Problem to work on:
Write out the material exactly, with the pictures left out.

-=-=-=-=-

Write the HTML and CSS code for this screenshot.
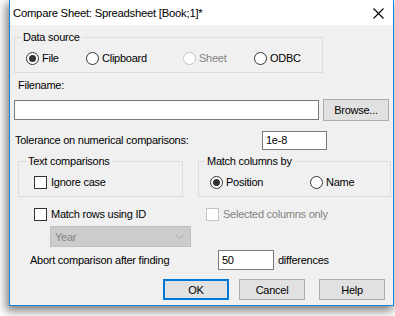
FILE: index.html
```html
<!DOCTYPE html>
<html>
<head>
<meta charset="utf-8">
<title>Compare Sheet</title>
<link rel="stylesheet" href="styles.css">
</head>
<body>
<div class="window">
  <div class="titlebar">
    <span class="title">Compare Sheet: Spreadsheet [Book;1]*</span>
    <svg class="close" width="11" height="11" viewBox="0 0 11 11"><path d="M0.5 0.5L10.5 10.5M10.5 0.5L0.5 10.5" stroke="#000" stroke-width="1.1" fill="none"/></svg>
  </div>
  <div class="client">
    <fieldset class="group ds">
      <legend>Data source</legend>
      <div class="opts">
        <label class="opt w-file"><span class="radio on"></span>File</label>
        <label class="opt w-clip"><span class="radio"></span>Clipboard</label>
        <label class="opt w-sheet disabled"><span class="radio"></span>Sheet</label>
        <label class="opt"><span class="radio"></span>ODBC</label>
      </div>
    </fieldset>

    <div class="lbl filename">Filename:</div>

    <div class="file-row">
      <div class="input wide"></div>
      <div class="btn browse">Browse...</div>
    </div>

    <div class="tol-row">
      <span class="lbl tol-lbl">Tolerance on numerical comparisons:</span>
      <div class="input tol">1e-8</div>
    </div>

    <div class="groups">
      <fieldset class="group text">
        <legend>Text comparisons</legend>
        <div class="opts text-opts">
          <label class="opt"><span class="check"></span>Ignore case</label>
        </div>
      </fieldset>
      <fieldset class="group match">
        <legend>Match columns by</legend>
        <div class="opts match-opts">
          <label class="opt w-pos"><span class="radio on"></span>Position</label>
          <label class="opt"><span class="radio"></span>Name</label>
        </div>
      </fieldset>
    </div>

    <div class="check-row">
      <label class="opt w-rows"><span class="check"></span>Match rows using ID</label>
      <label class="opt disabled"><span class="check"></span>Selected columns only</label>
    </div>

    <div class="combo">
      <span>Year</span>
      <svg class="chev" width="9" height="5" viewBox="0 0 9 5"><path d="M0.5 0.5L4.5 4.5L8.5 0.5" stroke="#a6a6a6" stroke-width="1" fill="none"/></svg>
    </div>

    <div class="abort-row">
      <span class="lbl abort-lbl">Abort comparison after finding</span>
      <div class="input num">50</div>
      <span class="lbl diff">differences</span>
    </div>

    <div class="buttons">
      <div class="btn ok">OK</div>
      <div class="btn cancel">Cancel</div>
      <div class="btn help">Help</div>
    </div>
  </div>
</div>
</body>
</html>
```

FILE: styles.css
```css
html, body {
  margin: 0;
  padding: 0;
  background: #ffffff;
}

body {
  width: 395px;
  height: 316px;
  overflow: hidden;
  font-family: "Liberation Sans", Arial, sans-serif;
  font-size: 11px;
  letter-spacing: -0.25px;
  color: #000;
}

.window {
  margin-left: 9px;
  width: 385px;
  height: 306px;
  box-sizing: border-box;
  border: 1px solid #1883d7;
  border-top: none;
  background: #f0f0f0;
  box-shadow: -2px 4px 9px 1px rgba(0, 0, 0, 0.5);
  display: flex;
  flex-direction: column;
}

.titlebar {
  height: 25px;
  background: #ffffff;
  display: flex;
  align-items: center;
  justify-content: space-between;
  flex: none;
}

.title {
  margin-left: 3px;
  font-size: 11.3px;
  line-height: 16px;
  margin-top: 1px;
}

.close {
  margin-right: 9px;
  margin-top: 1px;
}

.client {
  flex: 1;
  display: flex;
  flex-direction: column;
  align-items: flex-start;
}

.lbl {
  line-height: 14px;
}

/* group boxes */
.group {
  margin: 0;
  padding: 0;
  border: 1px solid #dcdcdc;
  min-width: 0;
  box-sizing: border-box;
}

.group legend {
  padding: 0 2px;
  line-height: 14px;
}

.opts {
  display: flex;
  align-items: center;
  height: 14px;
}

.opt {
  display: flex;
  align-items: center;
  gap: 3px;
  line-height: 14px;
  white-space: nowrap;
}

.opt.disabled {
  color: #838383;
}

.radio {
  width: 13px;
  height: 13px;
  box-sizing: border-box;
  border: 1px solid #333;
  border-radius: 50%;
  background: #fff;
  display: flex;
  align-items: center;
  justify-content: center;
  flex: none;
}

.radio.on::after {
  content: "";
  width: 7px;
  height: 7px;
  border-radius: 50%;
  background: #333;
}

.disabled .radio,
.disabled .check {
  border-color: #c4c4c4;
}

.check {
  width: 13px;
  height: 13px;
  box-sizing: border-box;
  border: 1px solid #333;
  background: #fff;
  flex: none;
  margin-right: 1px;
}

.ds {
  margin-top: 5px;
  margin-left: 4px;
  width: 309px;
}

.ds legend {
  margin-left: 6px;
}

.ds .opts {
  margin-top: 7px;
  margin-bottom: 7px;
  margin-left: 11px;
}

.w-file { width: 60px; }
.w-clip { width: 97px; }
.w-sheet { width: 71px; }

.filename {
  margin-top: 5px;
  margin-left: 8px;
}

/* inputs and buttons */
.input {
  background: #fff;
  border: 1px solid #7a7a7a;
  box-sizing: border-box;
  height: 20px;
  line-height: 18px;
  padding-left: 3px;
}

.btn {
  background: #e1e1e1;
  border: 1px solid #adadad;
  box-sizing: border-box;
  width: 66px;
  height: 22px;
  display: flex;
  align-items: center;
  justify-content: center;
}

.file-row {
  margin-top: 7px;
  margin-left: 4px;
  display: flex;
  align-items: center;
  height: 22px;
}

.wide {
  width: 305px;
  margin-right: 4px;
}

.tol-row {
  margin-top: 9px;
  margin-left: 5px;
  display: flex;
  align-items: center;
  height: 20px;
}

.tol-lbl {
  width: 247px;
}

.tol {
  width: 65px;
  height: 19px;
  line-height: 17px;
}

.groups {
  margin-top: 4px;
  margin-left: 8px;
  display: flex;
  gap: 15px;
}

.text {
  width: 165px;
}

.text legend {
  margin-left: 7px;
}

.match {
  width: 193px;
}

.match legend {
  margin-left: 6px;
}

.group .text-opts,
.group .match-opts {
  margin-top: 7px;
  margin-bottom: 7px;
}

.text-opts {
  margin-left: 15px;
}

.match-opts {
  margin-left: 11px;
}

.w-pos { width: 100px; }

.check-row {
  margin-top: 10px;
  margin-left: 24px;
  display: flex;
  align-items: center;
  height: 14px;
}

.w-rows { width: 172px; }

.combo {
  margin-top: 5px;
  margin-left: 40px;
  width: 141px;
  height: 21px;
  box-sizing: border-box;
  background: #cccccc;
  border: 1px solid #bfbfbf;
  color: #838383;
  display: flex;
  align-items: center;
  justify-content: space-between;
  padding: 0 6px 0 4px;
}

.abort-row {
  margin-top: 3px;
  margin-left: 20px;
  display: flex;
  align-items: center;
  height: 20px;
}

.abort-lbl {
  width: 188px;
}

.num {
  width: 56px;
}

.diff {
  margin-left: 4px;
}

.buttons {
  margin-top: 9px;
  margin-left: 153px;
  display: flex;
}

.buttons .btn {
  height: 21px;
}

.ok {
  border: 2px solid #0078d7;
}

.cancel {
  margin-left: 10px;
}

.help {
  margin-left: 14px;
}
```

-=-=-=-=-

Solution for this task:
Write the HTML and CSS code for this screenshot.
FILE: index.html
```html
<!DOCTYPE html>
<html>
<head>
<meta charset="utf-8">
<title>Compare Sheet</title>
<link rel="stylesheet" href="styles.css">
</head>
<body>
<div class="window">
  <div class="titlebar">
    <span class="title">Compare Sheet: Spreadsheet [Book;1]*</span>
    <svg class="close" width="11" height="11" viewBox="0 0 11 11"><path d="M0.5 0.5L10.5 10.5M10.5 0.5L0.5 10.5" stroke="#000" stroke-width="1.1" fill="none"/></svg>
  </div>
  <div class="client">
    <fieldset class="group ds">
      <legend>Data source</legend>
      <div class="opts">
        <label class="opt w-file"><span class="radio on"></span>File</label>
        <label class="opt w-clip"><span class="radio"></span>Clipboard</label>
        <label class="opt w-sheet disabled"><span class="radio"></span>Sheet</label>
        <label class="opt"><span class="radio"></span>ODBC</label>
      </div>
    </fieldset>

    <div class="lbl filename">Filename:</div>

    <div class="file-row">
      <div class="input wide"></div>
      <div class="btn browse">Browse...</div>
    </div>

    <div class="tol-row">
      <span class="lbl tol-lbl">Tolerance on numerical comparisons:</span>
      <div class="input tol">1e-8</div>
    </div>

    <div class="groups">
      <fieldset class="group text">
        <legend>Text comparisons</legend>
        <div class="opts text-opts">
          <label class="opt"><span class="check"></span>Ignore case</label>
        </div>
      </fieldset>
      <fieldset class="group match">
        <legend>Match columns by</legend>
        <div class="opts match-opts">
          <label class="opt w-pos"><span class="radio on"></span>Position</label>
          <label class="opt"><span class="radio"></span>Name</label>
        </div>
      </fieldset>
    </div>

    <div class="check-row">
      <label class="opt w-rows"><span class="check"></span>Match rows using ID</label>
      <label class="opt disabled"><span class="check"></span>Selected columns only</label>
    </div>

    <div class="combo">
      <span>Year</span>
      <svg class="chev" width="9" height="5" viewBox="0 0 9 5"><path d="M0.5 0.5L4.5 4.5L8.5 0.5" stroke="#a6a6a6" stroke-width="1" fill="none"/></svg>
    </div>

    <div class="abort-row">
      <span class="lbl abort-lbl">Abort comparison after finding</span>
      <div class="input num">50</div>
      <span class="lbl diff">differences</span>
    </div>

    <div class="buttons">
      <div class="btn ok">OK</div>
      <div class="btn cancel">Cancel</div>
      <div class="btn help">Help</div>
    </div>
  </div>
</div>
</body>
</html>
```

FILE: styles.css
```css
html, body {
  margin: 0;
  padding: 0;
  background: #ffffff;
}

body {
  width: 395px;
  height: 316px;
  overflow: hidden;
  font-family: "Liberation Sans", Arial, sans-serif;
  font-size: 11px;
  letter-spacing: -0.25px;
  color: #000;
}

.window {
  margin-left: 9px;
  width: 385px;
  height: 306px;
  box-sizing: border-box;
  border: 1px solid #1883d7;
  border-top: none;
  background: #f0f0f0;
  box-shadow: -2px 4px 9px 1px rgba(0, 0, 0, 0.5);
  display: flex;
  flex-direction: column;
}

.titlebar {
  height: 25px;
  background: #ffffff;
  display: flex;
  align-items: center;
  justify-content: space-between;
  flex: none;
}

.title {
  margin-left: 3px;
  font-size: 11.3px;
  line-height: 16px;
  margin-top: 1px;
}

.close {
  margin-right: 9px;
  margin-top: 1px;
}

.client {
  flex: 1;
  display: flex;
  flex-direction: column;
  align-items: flex-start;
}

.lbl {
  line-height: 14px;
}

/* group boxes */
.group {
  margin: 0;
  padding: 0;
  border: 1px solid #dcdcdc;
  min-width: 0;
  box-sizing: border-box;
}

.group legend {
  padding: 0 2px;
  line-height: 14px;
}

.opts {
  display: flex;
  align-items: center;
  height: 14px;
}

.opt {
  display: flex;
  align-items: center;
  gap: 3px;
  line-height: 14px;
  white-space: nowrap;
}

.opt.disabled {
  color: #838383;
}

.radio {
  width: 13px;
  height: 13px;
  box-sizing: border-box;
  border: 1px solid #333;
  border-radius: 50%;
  background: #fff;
  display: flex;
  align-items: center;
  justify-content: center;
  flex: none;
}

.radio.on::after {
  content: "";
  width: 7px;
  height: 7px;
  border-radius: 50%;
  background: #333;
}

.disabled .radio,
.disabled .check {
  border-color: #c4c4c4;
}

.check {
  width: 13px;
  height: 13px;
  box-sizing: border-box;
  border: 1px solid #333;
  background: #fff;
  flex: none;
  margin-right: 1px;
}

.ds {
  margin-top: 5px;
  margin-left: 4px;
  width: 309px;
}

.ds legend {
  margin-left: 6px;
}

.ds .opts {
  margin-top: 7px;
  margin-bottom: 7px;
  margin-left: 11px;
}

.w-file { width: 60px; }
.w-clip { width: 97px; }
.w-sheet { width: 71px; }

.filename {
  margin-top: 5px;
  margin-left: 8px;
}

/* inputs and buttons */
.input {
  background: #fff;
  border: 1px solid #7a7a7a;
  box-sizing: border-box;
  height: 20px;
  line-height: 18px;
  padding-left: 3px;
}

.btn {
  background: #e1e1e1;
  border: 1px solid #adadad;
  box-sizing: border-box;
  width: 66px;
  height: 22px;
  display: flex;
  align-items: center;
  justify-content: center;
}

.file-row {
  margin-top: 7px;
  margin-left: 4px;
  display: flex;
  align-items: center;
  height: 22px;
}

.wide {
  width: 305px;
  margin-right: 4px;
}

.tol-row {
  margin-top: 9px;
  margin-left: 5px;
  display: flex;
  align-items: center;
  height: 20px;
}

.tol-lbl {
  width: 247px;
}

.tol {
  width: 65px;
  height: 19px;
  line-height: 17px;
}

.groups {
  margin-top: 4px;
  margin-left: 8px;
  display: flex;
  gap: 15px;
}

.text {
  width: 165px;
}

.text legend {
  margin-left: 7px;
}

.match {
  width: 193px;
}

.match legend {
  margin-left: 6px;
}

.group .text-opts,
.group .match-opts {
  margin-top: 7px;
  margin-bottom: 7px;
}

.text-opts {
  margin-left: 15px;
}

.match-opts {
  margin-left: 11px;
}

.w-pos { width: 100px; }

.check-row {
  margin-top: 10px;
  margin-left: 24px;
  display: flex;
  align-items: center;
  height: 14px;
}

.w-rows { width: 172px; }

.combo {
  margin-top: 5px;
  margin-left: 40px;
  width: 141px;
  height: 21px;
  box-sizing: border-box;
  background: #cccccc;
  border: 1px solid #bfbfbf;
  color: #838383;
  display: flex;
  align-items: center;
  justify-content: space-between;
  padding: 0 6px 0 4px;
}

.abort-row {
  margin-top: 3px;
  margin-left: 20px;
  display: flex;
  align-items: center;
  height: 20px;
}

.abort-lbl {
  width: 188px;
}

.num {
  width: 56px;
}

.diff {
  margin-left: 4px;
}

.buttons {
  margin-top: 9px;
  margin-left: 153px;
  display: flex;
}

.buttons .btn {
  height: 21px;
}

.ok {
  border: 2px solid #0078d7;
}

.cancel {
  margin-left: 10px;
}

.help {
  margin-left: 14px;
}
```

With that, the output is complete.